Think of the number line and the main 4 regions:
#a) \(x < -1\)
#b) \(-1 < x < 0\)
#c) \(0 < x < 1\)
#d) \(x > 1\)

Try a number from each of these regions to check the inequality \(x > x^3\)
For #a) x = -2: -2 > -8 --- satisfies
For #b) x = -1/2: -1/2 > -1/8 --- does not satisfy
For #c) x = 1/2: 1/2 > 1/8 --- satisfies
For #d) x = 2: 2 > 8 --- does not satisfy

Thus, x can be in regions #a or #c
=> \(x < -1\) or \(0 < x < 1\)


Method 2:

\(x > x^3\\
=> x(x^2 - 1) < 0\\
=> x(x + 1)(x - 1) < 0\)

Trying x = 2, we have: x(x + 1)(x - 1) = 6 > 0
Thus, we have the curve of x(x + 1)(x - 1) as shown below.

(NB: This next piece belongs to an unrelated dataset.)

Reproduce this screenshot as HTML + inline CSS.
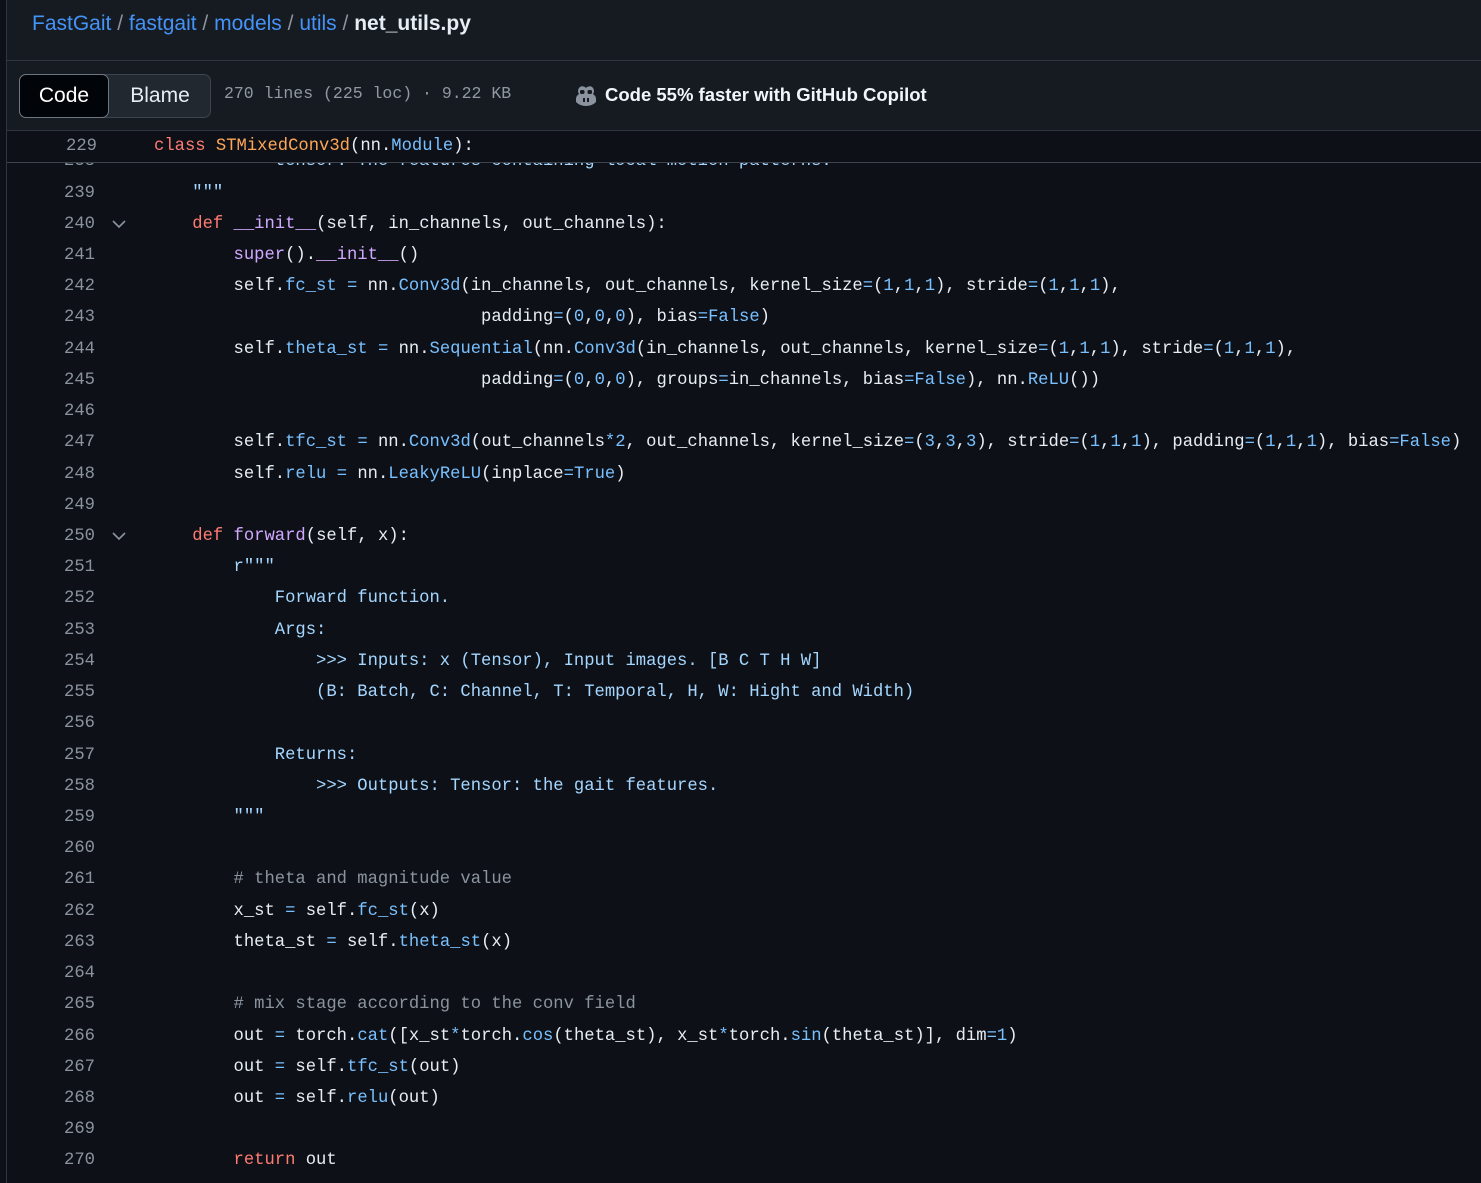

Since we needed to solve for \(x(x + 1)(x - 1) < 0\), the required solutions (regions) which are negative, i.e. below the X-axis, are shown in yellow:

Attachment:
11.JPG
11.JPG [ 13.93 KiB | Viewed 1291 times ]


Method 3:

\(x > x^3\\
=> x(x^2 - 1) < 0\\
=> x(x + 1)(x - 1) < 0\)

We need:

2 of the above 3 terms positive and 1 negative; i.e. x and (x + 1) are positive and (x - 1) is negative => \(0 < x < 1\)

Or

All 3 of the above terms negative: i.e. (x -1), x and (x + 1) are negative => x + 1 < 0 => \(x < -1\)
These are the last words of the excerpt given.